A target block receives data from another block and performs work based on that data. Similar to a source block, a target block is defined by the interface ITargetBlock, in which TInput is the type of data it receives. 

If a class inherits from both ISourceBlock and ITargetBlock, we should inherit it from the IPropagatorBlock instead. This interface inherits from both the aforementioned interfaces and is usually used to express the intention of receiving and producing data.. Here’s the structure of  the ITargetBlock.

Figure 3: Structure of the ITargetBlock interface

And the structure of IPropagatorBlock:

Figure 4: Structure of the IPropagatorBlock which simple inherits from ISourceBlock and ITargetBlock

Receive/Send data to blocks

TPL Dataflow provides methods so that we can send/receive data synchronously or asynchronously. To send/receive messages synchronously, we can use the methods Post and Receive, respectively.

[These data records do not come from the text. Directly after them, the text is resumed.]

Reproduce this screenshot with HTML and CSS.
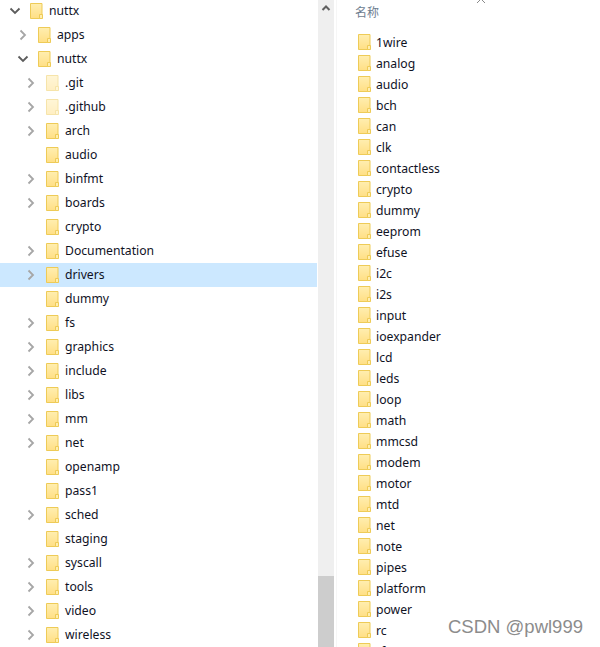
FILE: index.html
```html
<!DOCTYPE html>
<html lang="zh">
<head>
<meta charset="utf-8">
<title>nuttx</title>
<link rel="stylesheet" href="styles.css">
</head>
<body>
<svg class="defs" width="0" height="0" aria-hidden="true">
  <defs>
    <linearGradient id="fg" x1="0" y1="0" x2="0" y2="1">
      <stop offset="0" stop-color="#ffeeb0"/>
      <stop offset="1" stop-color="#ffdf85"/>
    </linearGradient>
    <symbol id="folder" viewBox="0 0 13 16">
      <path d="M.5.5h11.500v15H.5z" fill="url(#fg)" stroke="#eecb57"/>
      <path d="M9.500 15.500v-4h3v4z" fill="#ffeeb0" stroke="#eecb57"/>
    </symbol>
    <symbol id="right" viewBox="0 0 10 12">
      <path d="M2.500 1.500 7 6l-4.500 4.500" fill="none" stroke="#a6a6a6" stroke-width="1.800"/>
    </symbol>
    <symbol id="down" viewBox="0 0 12 10">
      <path d="M1.500 2.500 6 7l4.500-4.500" fill="none" stroke="#5c5c5c" stroke-width="1.800"/>
    </symbol>
  </defs>
</svg>
<main class="window">
  <nav class="tree">
    <div class="row l0"><svg class="chev-d"><use href="#down"/></svg><svg class="fd"><use href="#folder"/></svg><span>nuttx</span></div>
    <div class="row l1"><svg class="chev"><use href="#right"/></svg><svg class="fd"><use href="#folder"/></svg><span>apps</span></div>
    <div class="row l1"><svg class="chev-d"><use href="#down"/></svg><svg class="fd"><use href="#folder"/></svg><span>nuttx</span></div>
    <div class="row l2"><svg class="chev"><use href="#right"/></svg><svg class="fd hidden-item"><use href="#folder"/></svg><span>.git</span></div>
    <div class="row l2"><svg class="chev"><use href="#right"/></svg><svg class="fd hidden-item"><use href="#folder"/></svg><span>.github</span></div>
    <div class="row l2"><svg class="chev"><use href="#right"/></svg><svg class="fd"><use href="#folder"/></svg><span>arch</span></div>
    <div class="row l2"><i class="chev"></i><svg class="fd"><use href="#folder"/></svg><span>audio</span></div>
    <div class="row l2"><svg class="chev"><use href="#right"/></svg><svg class="fd"><use href="#folder"/></svg><span>binfmt</span></div>
    <div class="row l2"><svg class="chev"><use href="#right"/></svg><svg class="fd"><use href="#folder"/></svg><span>boards</span></div>
    <div class="row l2"><i class="chev"></i><svg class="fd"><use href="#folder"/></svg><span>crypto</span></div>
    <div class="row l2"><svg class="chev"><use href="#right"/></svg><svg class="fd"><use href="#folder"/></svg><span>Documentation</span></div>
    <div class="row l2 selected"><svg class="chev"><use href="#right"/></svg><svg class="fd"><use href="#folder"/></svg><span>drivers</span></div>
    <div class="row l2"><i class="chev"></i><svg class="fd"><use href="#folder"/></svg><span>dummy</span></div>
    <div class="row l2"><svg class="chev"><use href="#right"/></svg><svg class="fd"><use href="#folder"/></svg><span>fs</span></div>
    <div class="row l2"><svg class="chev"><use href="#right"/></svg><svg class="fd"><use href="#folder"/></svg><span>graphics</span></div>
    <div class="row l2"><svg class="chev"><use href="#right"/></svg><svg class="fd"><use href="#folder"/></svg><span>include</span></div>
    <div class="row l2"><svg class="chev"><use href="#right"/></svg><svg class="fd"><use href="#folder"/></svg><span>libs</span></div>
    <div class="row l2"><svg class="chev"><use href="#right"/></svg><svg class="fd"><use href="#folder"/></svg><span>mm</span></div>
    <div class="row l2"><svg class="chev"><use href="#right"/></svg><svg class="fd"><use href="#folder"/></svg><span>net</span></div>
    <div class="row l2"><i class="chev"></i><svg class="fd"><use href="#folder"/></svg><span>openamp</span></div>
    <div class="row l2"><i class="chev"></i><svg class="fd"><use href="#folder"/></svg><span>pass1</span></div>
    <div class="row l2"><svg class="chev"><use href="#right"/></svg><svg class="fd"><use href="#folder"/></svg><span>sched</span></div>
    <div class="row l2"><i class="chev"></i><svg class="fd"><use href="#folder"/></svg><span>staging</span></div>
    <div class="row l2"><svg class="chev"><use href="#right"/></svg><svg class="fd"><use href="#folder"/></svg><span>syscall</span></div>
    <div class="row l2"><svg class="chev"><use href="#right"/></svg><svg class="fd"><use href="#folder"/></svg><span>tools</span></div>
    <div class="row l2"><svg class="chev"><use href="#right"/></svg><svg class="fd"><use href="#folder"/></svg><span>video</span></div>
    <div class="row l2"><svg class="chev"><use href="#right"/></svg><svg class="fd"><use href="#folder"/></svg><span>wireless</span></div>
  </nav>
  <div class="scrollbar">
    <svg class="scroll-up" viewBox="0 0 10 8"><path d="M1.500 6 5 2.500 8.500 6" fill="none" stroke="#606060" stroke-width="2"/></svg>
    <div class="thumb"></div>
  </div>
  <section class="files">
    <header class="files-head">
      <span>名称</span>
      <svg class="sort" viewBox="0 0 10 6"><path d="M1 5 5 1l4 4" fill="none" stroke="#8a8a8a"/></svg>
    </header>
    <div class="item"><svg class="fd"><use href="#folder"/></svg><span>1wire</span></div>
    <div class="item"><svg class="fd"><use href="#folder"/></svg><span>analog</span></div>
    <div class="item"><svg class="fd"><use href="#folder"/></svg><span>audio</span></div>
    <div class="item"><svg class="fd"><use href="#folder"/></svg><span>bch</span></div>
    <div class="item"><svg class="fd"><use href="#folder"/></svg><span>can</span></div>
    <div class="item"><svg class="fd"><use href="#folder"/></svg><span>clk</span></div>
    <div class="item"><svg class="fd"><use href="#folder"/></svg><span>contactless</span></div>
    <div class="item"><svg class="fd"><use href="#folder"/></svg><span>crypto</span></div>
    <div class="item"><svg class="fd"><use href="#folder"/></svg><span>dummy</span></div>
    <div class="item"><svg class="fd"><use href="#folder"/></svg><span>eeprom</span></div>
    <div class="item"><svg class="fd"><use href="#folder"/></svg><span>efuse</span></div>
    <div class="item"><svg class="fd"><use href="#folder"/></svg><span>i2c</span></div>
    <div class="item"><svg class="fd"><use href="#folder"/></svg><span>i2s</span></div>
    <div class="item"><svg class="fd"><use href="#folder"/></svg><span>input</span></div>
    <div class="item"><svg class="fd"><use href="#folder"/></svg><span>ioexpander</span></div>
    <div class="item"><svg class="fd"><use href="#folder"/></svg><span>lcd</span></div>
    <div class="item"><svg class="fd"><use href="#folder"/></svg><span>leds</span></div>
    <div class="item"><svg class="fd"><use href="#folder"/></svg><span>loop</span></div>
    <div class="item"><svg class="fd"><use href="#folder"/></svg><span>math</span></div>
    <div class="item"><svg class="fd"><use href="#folder"/></svg><span>mmcsd</span></div>
    <div class="item"><svg class="fd"><use href="#folder"/></svg><span>modem</span></div>
    <div class="item"><svg class="fd"><use href="#folder"/></svg><span>motor</span></div>
    <div class="item"><svg class="fd"><use href="#folder"/></svg><span>mtd</span></div>
    <div class="item"><svg class="fd"><use href="#folder"/></svg><span>net</span></div>
    <div class="item"><svg class="fd"><use href="#folder"/></svg><span>note</span></div>
    <div class="item"><svg class="fd"><use href="#folder"/></svg><span>pipes</span></div>
    <div class="item"><svg class="fd"><use href="#folder"/></svg><span>platform</span></div>
    <div class="item"><svg class="fd"><use href="#folder"/></svg><span>power</span></div>
    <div class="item"><svg class="fd"><use href="#folder"/></svg><span>rc</span></div>
    <div class="item"><svg class="fd"><use href="#folder"/></svg><span>rf</span></div>
  </section>
  <div class="watermark">CSDN @pwl999</div>
</main>
</body>
</html>
```
FILE: styles.css
```css
* { box-sizing: border-box; }
html, body { margin: 0; height: 100%; overflow: hidden; background: #fff; }
.defs { display: block; height: 0; }
.window {
  position: relative;
  display: flex;
  width: 600px;
  height: 647px;
  overflow: hidden;
  font-family: "Noto Sans", "Noto Sans CJK SC", sans-serif;
  font-size: 12.200px;
  color: #10121f;
}
.tree { width: 318px; flex: none; margin-top: -1px; }
.row { display: flex; align-items: center; height: 24px; }
.row span { padding-bottom: 2px; }
.item span { padding-bottom: 0; }
.row.l0 { padding-left: 9px; }
.row.l1 { padding-left: 17px; }
.row.l2 { padding-left: 25px; }
.row.selected { background: #cce8ff; width: 317px; }
.chev, .chev-d { display: block; width: 12px; height: 12px; flex: none; margin-right: 9px; }
.fd { display: block; width: 13px; height: 16px; flex: none; margin-right: 6px; }
.hidden-item { opacity: .5; }
.scrollbar {
  position: relative;
  display: flex;
  flex-direction: column;
  justify-content: flex-end;
  width: 16px;
  flex: none;
  background: #efefef;
}
.scroll-up { position: absolute; top: 4px; left: 3px; width: 10px; height: 8px; }
.thumb { height: 71px; background: #cdcdcd; }
.files { flex: 1; padding-left: 21px; border-left: 1px solid #f6f6f6; margin-left: 2px; }
.files-head {
  position: relative;
  height: 32px;
  padding-top: 4px;
  margin-left: -3px;
  color: #6d7d8f;
  font-size: 12px;
  line-height: 18px;
}
.sort { position: absolute; top: -2px; left: 121px; width: 10px; height: 6px; }
.item { display: flex; align-items: center; height: 21px; }
.item .fd { margin-right: 5px; margin-bottom: 1px; }
.watermark {
  position: absolute;
  left: 448px;
  top: 616px;
  font-family: "Liberation Sans", sans-serif;
  font-size: 18.500px;
  line-height: 22px;
  color: #8c8c8c;
  white-space: nowrap;
  text-shadow: 0 0 2px #fff;
}
```
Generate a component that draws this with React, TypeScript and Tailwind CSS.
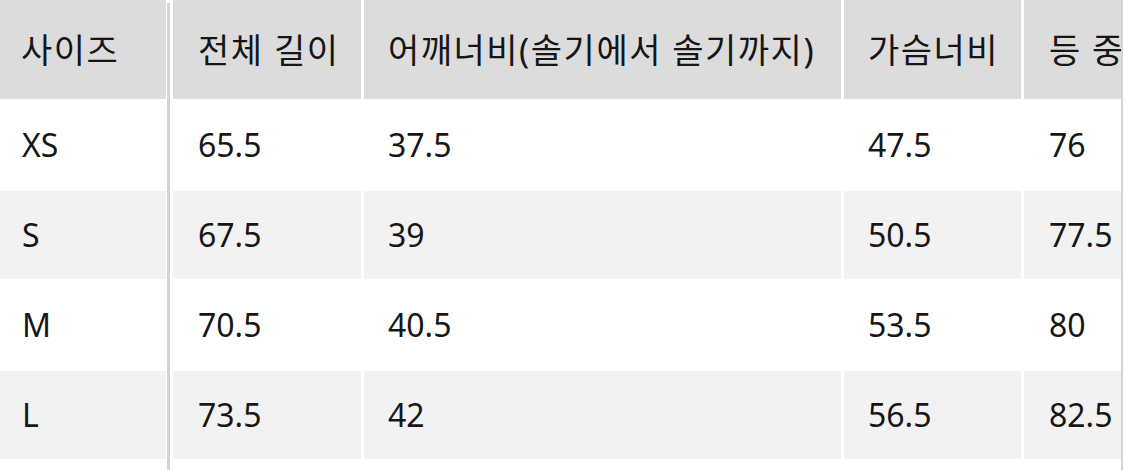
import React from 'react';

const headers = ['사이즈', '전체 길이', '어깨너비(솔기에서 솔기까지)', '가슴너비', '등 중심 소매길이'];

const rows = [
  ['XS', '65.5', '37.5', '47.5', '76'],
  ['S', '67.5', '39', '50.5', '77.5'],
  ['M', '70.5', '40.5', '53.5', '80'],
  ['L', '73.5', '42', '56.5', '82.5'],
];

// widths of the scrolling columns (the last one runs past the edge)
const colWidths = ['w-[188px]', 'w-[477px]', 'w-[177px]', 'w-[260px]'];
const colPads = ['pl-[25px]', 'pl-[24px]', 'pl-[24px]', 'pl-[25px]'];

const rowBg = (i: number) => (i % 2 === 0 ? 'bg-white' : 'bg-[#f2f2f2]');

export default function App() {
  return (
    <div
      className="w-[1125px] h-[470px] bg-white overflow-hidden text-[32px] text-[#161616] leading-none"
      style={{ fontFamily: '"Noto Sans", "Noto Sans CJK KR", sans-serif' }}
    >
      <div className="flex h-full">
        {/* Sticky size column */}
        <div className="w-[166px] shrink-0 flex flex-col gap-[2px]">
          <div className="h-[99px] bg-[#dcdcdc] flex items-center pl-[21px] text-[34px] tracking-[1.5px]">
            {headers[0]}
          </div>
          {rows.map((r, i) => (
            <div key={r[0]} className={`h-[88px] flex items-center pl-[22px] ${rowBg(i)}`}>
              {r[0]}
            </div>
          ))}
        </div>

        {/* divider line */}
        <div className="w-[3px] shrink-0 ml-px mt-[3px] bg-[#d4d4d4]" />

        {/* Scrolling columns */}
        <div className="ml-[3px] w-[948px] shrink-0 overflow-hidden flex flex-col gap-[2px]">
          <div className="flex gap-[3px] h-[99px] shrink-0">
            {headers.slice(1).map((h, c) => (
              <div
                key={h}
                className={`${colWidths[c]} ${colPads[c]} shrink-0 bg-[#dcdcdc] flex items-center whitespace-nowrap text-[34px] tracking-[1.5px]`}
              >
                {h}
              </div>
            ))}
          </div>
          {rows.map((r, i) => (
            <div key={r[0]} className="flex gap-[3px] h-[88px] shrink-0">
              {r.slice(1).map((v, c) => (
                <div
                  key={c}
                  className={`${colWidths[c]} ${colPads[c]} shrink-0 flex items-center whitespace-nowrap ${rowBg(i)}`}
                >
                  {v}
                </div>
              ))}
            </div>
          ))}
        </div>

        {/* right edge line */}
        <div className="w-[2px] shrink-0 bg-[#d4d4d4]" />
      </div>
    </div>
  );
}
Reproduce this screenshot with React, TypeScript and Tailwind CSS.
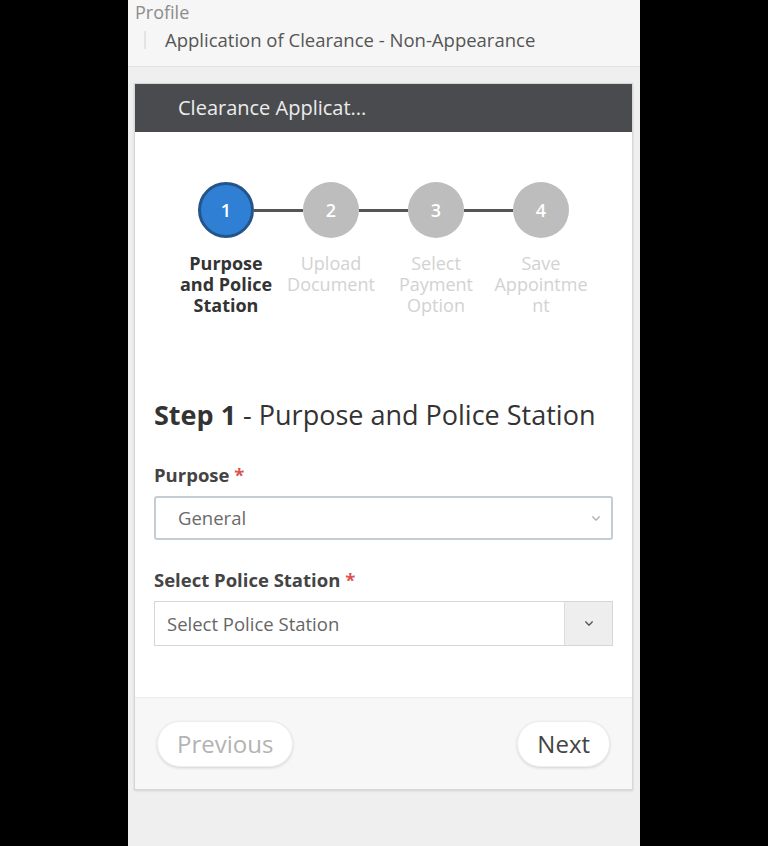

Figure 5: Example of sending and receiving a message in a TPL Dataflow block.

The above code would output 1 on the console screen.

Similarly, we can use the SendAsync and ReceiveAsync to send and receive data to the block asynchronously.

Figure 6: Example of sending and receiving a message in a TPL Dataflow block asynchronously.

Predefined blocks

In this section, I will introduce you to some predefined blocks that Microsoft has crafted for us. These blocks are general-purpose and usually take delegates as parameters so that we can define the underlying behavior.

Buffering block

The buffering block BufferBlock is a general-purpose block that acts as a queue data structure, storing data in a FIFO (first in, first out) manner. It could be written by multiple blocks and read by multiple blocks as well. However, an individual message only gets delivered to one block.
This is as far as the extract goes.